仅用于交流和学习,禁止利用本资源从事任何违反本国(地区)法律法规的活动,一切遵守《网络安全法》
Tips:只是提供一个思路,实际项目中还需维护代理池可用性等细节部分
实战步骤
- 框架及核心库部署
- 定时更新代理池进程
- 定时爬取列表页进程
- 主进程定时从Redis中读取列表页任务,有则将每一项丢给异步任务执行
环境
- CentOS 7.2
- PHP7.2
- Swoole 4.3.5
- Google Chrome 78.0.3904.108
- ChromeDriver 78.0.3904.105
Composer
- facebook/webdriver=1.7
- easyswoole/easyswoole=3.1.18
- easyswoole/curl=1.0.1
框架及核心库部署
1、安装EasySwoole 3.1.18版本
[root@ar414.com phpseleniumdemo] composer require easyswoole/easyswoole=3.1.18
[root@ar414.com phpseleniumdemo] php vendor/easyswoole/easyswoole/bin/easyswoole install
______ _____ _
| ____| / ____| | |
| |__ __ _ ___ _ _ | (___ __ __ ___ ___ | | ___
| __| / _` | / __| | | | | \___ \ \ \ /\ / / / _ \ / _ \ | | / _ \
| |____ | (_| | \__ \ | |_| | ____) | \ V V / | (_) | | (_) | | | | __/
|______| \__,_| |___/ \__, | |_____/ \_/\_/ \___/ \___/ |_| \___|
__/ |
|___/
install success,enjoy!
2.安装核心库facebook/webdriver、easyswoole/curl
[root@ar414.com phpseleniumdemo]# composer require facebook/webdriver=1.7
[root@ar414.com phpseleniumdemo]# composer require easyswoole/curl=1.0.1
3、确认运行没报错
[root@ar414.com phpseleniumdemo]# php easyswoole start
| ____| / ____| | |
| |__ __ _ ___ _ _ | (___ __ __ ___ ___ | | ___
>| __| / _` | / __| | | | | \___ \ \ \ /\ / / / _ \ / _ \ | | / _ \
>| |____ | (_| | \__ \ | |_| | ____) | \ V V / | (_) | | (_) | | | | __/
>|______| \__,_| |___/ \__, | |_____/ \_/\_/ \___/ \___/ |_| \___|
> __/ |
> |___/
main server SWOOLE_WEB
listen address 0.0.0.0
listen port 9501
sub server1 CONSOLE => SWOOLE_TCP@127.0.0.1:9500
....
定时更新代理池进程
Tips:代理资源请自行解决,这里只提供例子,实际是用不了的
1、 创建项目主目录
[root@ar414.com phpseleniumdemo]# mkdir App
#composer 指定App作用域
[root@ar414.com phpseleniumdemo]# cat composer.json
{
"autoload": {
"psr-4": { "App\\": "App/"
}
},
"require": {
"easyswoole/easyswoole": "3.1.18",
"facebook/webdriver": "^1.7",
"easyswoole/curl": "1.0.1"
}
}
#更新composer autoload
[root@ar414.com phpseleniumdemo]# composer dump-autoload
2、创建进程目录(将代理池更新作为一个子进程随项目启动运行)
[root@ar414.com phpseleniumdemo]# mkdir App/Process
3、代理池定时爬取(使用Redis List类型保证最新代理IP在头部,爬虫逻辑每次从头部获取,一个代理IP只用一次)

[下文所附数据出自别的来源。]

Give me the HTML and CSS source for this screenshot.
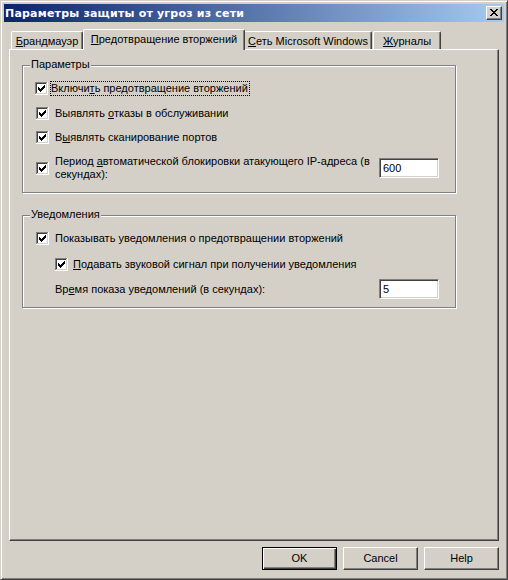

Tips:代理资源请自行解决,这里只提供例子,实际是用不了的
<?php
/**
* Created by PhpStorm.
* User: ar414.com@gmail.com
* Date: 2019/12/7
* Time: 21:00
*/
namespace App\Process;
use App\Lib\Curl;
use App\Lib\Kv;
use EasySwoole\Component\Process\AbstractProcess;
class UpdateProxyPool extends AbstractProcess
{
//这里的代理IP都只支持socks5协议
private $proxyListApi = "http://www.zdopen.com/ShortS5Proxy/GetIP/?api=%s&akey=%s&order=2&type=3";
const